AIM OF THE EXERCISE: In the data, extract each line that holds the string "this".

***** STORED DATA *****

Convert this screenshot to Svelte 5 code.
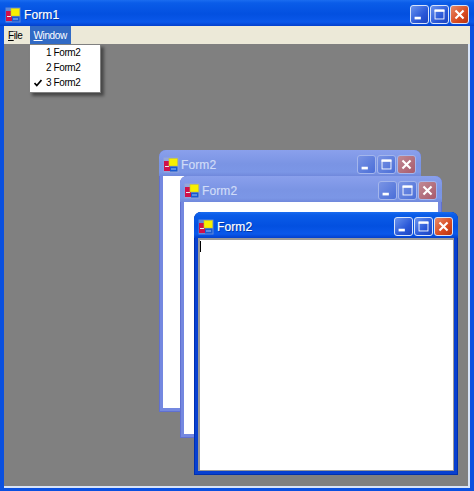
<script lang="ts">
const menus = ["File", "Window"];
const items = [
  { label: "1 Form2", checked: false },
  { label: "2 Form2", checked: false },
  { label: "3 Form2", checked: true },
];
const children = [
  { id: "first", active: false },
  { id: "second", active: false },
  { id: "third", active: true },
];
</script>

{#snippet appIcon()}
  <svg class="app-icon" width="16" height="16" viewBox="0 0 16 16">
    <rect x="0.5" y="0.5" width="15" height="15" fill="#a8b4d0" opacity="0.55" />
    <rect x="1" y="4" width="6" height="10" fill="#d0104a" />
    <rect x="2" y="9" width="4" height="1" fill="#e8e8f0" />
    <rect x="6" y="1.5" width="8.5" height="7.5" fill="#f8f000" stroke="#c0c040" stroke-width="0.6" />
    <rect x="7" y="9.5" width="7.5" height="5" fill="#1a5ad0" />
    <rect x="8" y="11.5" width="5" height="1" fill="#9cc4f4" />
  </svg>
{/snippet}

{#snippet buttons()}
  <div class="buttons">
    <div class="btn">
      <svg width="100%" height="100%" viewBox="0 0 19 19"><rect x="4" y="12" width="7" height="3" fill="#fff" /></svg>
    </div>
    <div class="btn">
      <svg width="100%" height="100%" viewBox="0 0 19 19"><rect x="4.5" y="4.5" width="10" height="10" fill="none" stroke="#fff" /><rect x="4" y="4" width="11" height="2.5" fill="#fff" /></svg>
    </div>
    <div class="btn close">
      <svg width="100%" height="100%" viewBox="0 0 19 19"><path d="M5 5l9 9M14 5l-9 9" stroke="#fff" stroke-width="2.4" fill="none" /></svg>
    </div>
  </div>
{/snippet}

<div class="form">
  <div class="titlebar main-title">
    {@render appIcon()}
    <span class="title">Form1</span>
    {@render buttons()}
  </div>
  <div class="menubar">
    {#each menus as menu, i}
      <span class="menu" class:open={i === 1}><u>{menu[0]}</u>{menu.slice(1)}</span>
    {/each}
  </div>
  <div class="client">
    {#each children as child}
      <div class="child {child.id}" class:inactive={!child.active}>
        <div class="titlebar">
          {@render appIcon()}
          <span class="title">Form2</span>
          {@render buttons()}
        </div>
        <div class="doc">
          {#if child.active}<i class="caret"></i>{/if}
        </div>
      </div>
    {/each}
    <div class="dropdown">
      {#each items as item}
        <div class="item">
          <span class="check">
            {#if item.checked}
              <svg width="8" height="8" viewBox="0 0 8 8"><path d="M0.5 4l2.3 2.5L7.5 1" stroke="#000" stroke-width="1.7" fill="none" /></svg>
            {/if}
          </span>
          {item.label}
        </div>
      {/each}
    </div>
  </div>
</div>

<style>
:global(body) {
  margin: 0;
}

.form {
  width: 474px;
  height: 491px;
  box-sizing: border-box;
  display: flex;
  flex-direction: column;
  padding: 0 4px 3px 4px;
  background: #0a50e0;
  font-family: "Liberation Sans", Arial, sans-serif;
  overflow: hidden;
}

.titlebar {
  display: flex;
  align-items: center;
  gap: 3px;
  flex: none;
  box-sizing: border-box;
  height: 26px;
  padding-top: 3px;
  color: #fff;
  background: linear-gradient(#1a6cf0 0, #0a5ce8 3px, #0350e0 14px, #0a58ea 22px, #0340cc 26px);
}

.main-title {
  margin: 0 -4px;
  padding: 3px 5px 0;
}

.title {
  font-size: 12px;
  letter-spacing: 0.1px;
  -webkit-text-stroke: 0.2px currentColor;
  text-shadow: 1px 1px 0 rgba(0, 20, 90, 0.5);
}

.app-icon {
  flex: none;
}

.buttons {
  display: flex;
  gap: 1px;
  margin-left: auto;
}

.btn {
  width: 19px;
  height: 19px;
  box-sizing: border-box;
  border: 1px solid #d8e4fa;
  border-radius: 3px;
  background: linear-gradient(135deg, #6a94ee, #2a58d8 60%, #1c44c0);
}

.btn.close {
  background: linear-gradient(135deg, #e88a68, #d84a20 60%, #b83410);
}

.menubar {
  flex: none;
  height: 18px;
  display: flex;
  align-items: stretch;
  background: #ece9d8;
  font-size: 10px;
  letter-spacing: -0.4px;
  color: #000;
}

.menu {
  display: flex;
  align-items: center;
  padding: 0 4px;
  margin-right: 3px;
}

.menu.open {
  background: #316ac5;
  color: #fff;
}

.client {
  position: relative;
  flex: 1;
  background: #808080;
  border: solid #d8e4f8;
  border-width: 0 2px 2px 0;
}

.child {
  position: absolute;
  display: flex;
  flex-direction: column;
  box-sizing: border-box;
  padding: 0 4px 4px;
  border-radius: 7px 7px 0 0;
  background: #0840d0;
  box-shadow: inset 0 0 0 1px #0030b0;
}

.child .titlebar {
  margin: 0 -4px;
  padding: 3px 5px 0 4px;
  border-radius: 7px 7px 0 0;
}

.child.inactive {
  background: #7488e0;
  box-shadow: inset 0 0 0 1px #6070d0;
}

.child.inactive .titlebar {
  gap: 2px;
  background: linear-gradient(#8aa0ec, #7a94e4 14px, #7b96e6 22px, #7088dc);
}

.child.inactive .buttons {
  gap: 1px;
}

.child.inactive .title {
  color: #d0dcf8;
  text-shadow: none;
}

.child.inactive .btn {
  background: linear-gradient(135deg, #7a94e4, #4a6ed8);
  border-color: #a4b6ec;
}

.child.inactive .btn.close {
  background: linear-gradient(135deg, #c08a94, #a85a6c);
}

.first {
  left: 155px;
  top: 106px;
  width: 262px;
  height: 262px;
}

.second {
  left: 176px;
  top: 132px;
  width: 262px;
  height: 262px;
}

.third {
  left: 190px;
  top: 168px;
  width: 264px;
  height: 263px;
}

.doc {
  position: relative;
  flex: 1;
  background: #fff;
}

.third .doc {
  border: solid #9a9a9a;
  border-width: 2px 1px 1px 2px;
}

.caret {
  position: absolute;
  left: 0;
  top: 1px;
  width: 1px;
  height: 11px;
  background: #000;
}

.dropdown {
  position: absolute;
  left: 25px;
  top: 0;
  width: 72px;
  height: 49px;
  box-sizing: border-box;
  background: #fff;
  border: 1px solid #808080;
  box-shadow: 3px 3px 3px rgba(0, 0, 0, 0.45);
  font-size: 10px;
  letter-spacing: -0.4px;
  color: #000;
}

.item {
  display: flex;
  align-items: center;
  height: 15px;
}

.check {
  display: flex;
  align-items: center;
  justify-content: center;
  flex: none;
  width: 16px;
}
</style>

*****
***** STORED DATA *****

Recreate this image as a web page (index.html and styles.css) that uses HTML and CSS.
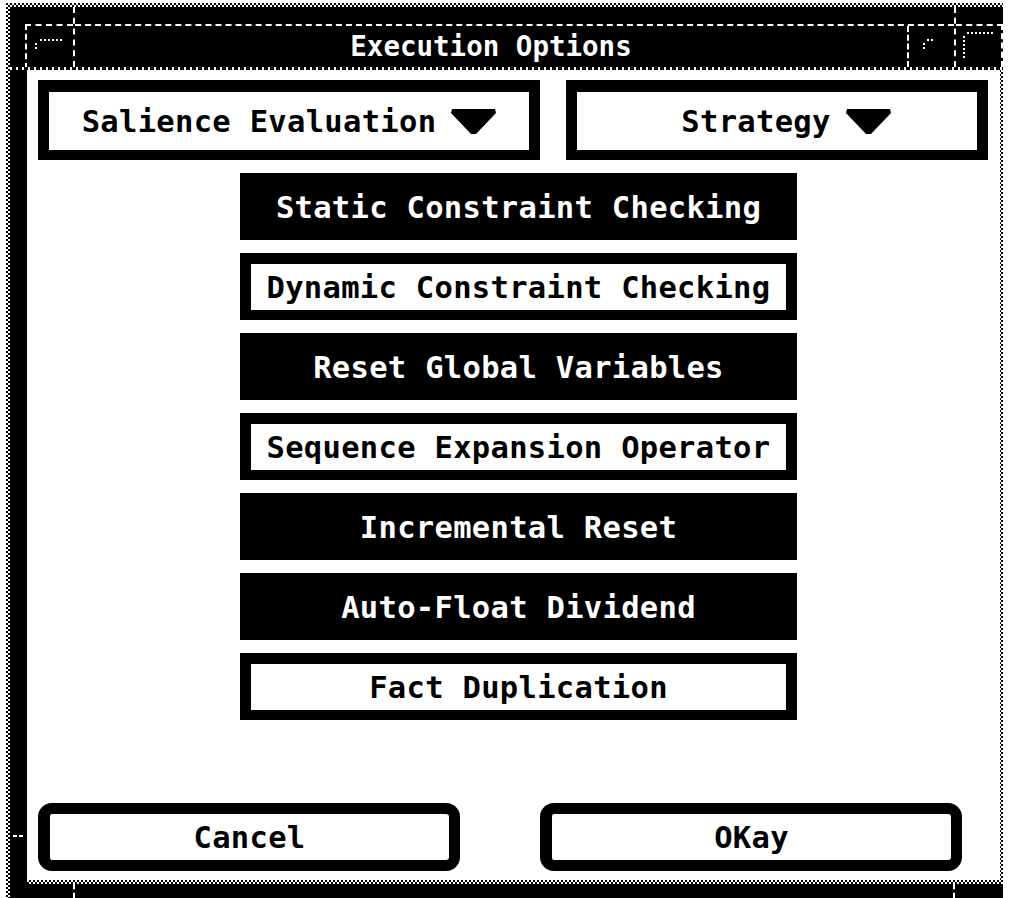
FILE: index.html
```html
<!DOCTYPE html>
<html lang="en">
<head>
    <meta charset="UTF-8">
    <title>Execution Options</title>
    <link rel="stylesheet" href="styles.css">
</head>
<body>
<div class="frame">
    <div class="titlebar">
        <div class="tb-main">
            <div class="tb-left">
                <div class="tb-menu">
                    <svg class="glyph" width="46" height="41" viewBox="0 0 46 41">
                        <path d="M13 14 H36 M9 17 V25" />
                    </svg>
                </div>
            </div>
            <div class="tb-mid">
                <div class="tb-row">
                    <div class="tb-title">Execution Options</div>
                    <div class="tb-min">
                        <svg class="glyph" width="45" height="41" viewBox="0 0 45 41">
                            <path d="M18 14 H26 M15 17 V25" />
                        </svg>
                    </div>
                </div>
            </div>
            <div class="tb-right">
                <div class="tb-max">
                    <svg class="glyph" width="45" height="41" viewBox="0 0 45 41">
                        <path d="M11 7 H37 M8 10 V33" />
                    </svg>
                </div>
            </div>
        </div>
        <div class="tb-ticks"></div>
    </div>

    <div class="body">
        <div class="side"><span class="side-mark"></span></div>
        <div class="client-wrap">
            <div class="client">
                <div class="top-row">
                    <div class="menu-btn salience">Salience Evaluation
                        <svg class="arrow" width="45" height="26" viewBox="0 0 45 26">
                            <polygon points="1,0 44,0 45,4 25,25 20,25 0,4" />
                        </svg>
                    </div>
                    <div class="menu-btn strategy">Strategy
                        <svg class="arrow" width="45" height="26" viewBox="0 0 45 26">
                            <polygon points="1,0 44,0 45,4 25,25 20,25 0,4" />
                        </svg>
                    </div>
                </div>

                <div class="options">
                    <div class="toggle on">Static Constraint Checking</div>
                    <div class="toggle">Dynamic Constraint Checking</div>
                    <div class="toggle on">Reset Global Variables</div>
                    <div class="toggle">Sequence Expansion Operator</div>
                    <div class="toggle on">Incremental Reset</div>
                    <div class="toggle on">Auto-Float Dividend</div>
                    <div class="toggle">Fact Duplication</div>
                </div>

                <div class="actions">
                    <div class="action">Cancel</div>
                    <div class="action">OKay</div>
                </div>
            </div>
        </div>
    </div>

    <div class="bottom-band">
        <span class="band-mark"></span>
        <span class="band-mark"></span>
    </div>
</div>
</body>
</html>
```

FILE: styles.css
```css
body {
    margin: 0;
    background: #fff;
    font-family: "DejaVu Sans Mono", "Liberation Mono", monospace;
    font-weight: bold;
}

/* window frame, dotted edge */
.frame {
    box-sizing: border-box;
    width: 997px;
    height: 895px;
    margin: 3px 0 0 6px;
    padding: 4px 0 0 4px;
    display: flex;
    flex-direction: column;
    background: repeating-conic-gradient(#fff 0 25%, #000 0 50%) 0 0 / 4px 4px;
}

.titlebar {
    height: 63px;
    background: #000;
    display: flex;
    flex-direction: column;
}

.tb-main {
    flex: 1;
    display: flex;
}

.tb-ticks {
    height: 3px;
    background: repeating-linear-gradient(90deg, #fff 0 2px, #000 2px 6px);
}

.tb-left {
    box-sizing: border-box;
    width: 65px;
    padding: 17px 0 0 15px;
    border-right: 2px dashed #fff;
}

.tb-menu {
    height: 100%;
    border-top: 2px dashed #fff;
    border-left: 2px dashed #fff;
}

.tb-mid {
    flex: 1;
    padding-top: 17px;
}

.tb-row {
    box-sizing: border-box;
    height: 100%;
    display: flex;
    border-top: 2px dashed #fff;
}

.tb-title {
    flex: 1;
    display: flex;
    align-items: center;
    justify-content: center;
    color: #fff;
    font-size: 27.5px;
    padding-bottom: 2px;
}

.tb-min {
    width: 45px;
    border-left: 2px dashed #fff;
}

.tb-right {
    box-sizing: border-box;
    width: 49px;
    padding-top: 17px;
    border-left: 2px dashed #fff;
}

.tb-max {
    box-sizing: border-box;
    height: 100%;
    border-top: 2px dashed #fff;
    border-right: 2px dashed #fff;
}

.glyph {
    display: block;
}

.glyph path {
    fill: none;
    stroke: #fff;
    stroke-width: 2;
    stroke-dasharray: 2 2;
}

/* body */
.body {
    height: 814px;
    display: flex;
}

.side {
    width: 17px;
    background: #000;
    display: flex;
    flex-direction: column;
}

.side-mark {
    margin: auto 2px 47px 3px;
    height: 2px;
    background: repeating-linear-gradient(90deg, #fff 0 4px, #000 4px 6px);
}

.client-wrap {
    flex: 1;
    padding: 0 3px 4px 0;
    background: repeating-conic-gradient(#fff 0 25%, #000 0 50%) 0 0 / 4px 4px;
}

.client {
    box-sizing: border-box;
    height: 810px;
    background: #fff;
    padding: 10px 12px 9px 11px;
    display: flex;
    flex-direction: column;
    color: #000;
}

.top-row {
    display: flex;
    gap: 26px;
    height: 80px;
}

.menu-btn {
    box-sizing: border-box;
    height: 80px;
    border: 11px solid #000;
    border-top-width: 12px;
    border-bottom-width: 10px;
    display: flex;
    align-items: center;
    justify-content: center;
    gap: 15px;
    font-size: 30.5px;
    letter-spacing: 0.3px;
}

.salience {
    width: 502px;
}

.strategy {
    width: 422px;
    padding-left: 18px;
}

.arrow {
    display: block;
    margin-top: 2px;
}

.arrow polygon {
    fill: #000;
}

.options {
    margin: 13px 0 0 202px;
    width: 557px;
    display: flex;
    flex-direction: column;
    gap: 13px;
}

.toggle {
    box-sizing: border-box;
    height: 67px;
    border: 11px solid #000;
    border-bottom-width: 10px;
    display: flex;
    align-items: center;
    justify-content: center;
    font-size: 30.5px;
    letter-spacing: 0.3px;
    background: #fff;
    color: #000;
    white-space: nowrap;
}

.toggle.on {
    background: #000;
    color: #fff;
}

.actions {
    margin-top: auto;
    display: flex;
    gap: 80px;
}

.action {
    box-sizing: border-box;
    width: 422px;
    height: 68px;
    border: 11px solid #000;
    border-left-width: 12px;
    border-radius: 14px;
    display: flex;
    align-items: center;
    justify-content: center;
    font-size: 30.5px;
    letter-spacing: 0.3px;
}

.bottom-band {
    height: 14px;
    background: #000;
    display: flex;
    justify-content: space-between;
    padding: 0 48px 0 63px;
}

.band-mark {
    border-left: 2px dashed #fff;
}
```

*****

RESULT BELOW:
Convert this screenshot to Svelte 5 code.
Recreate this image as a web page (index.html and styles.css) that uses HTML and CSS.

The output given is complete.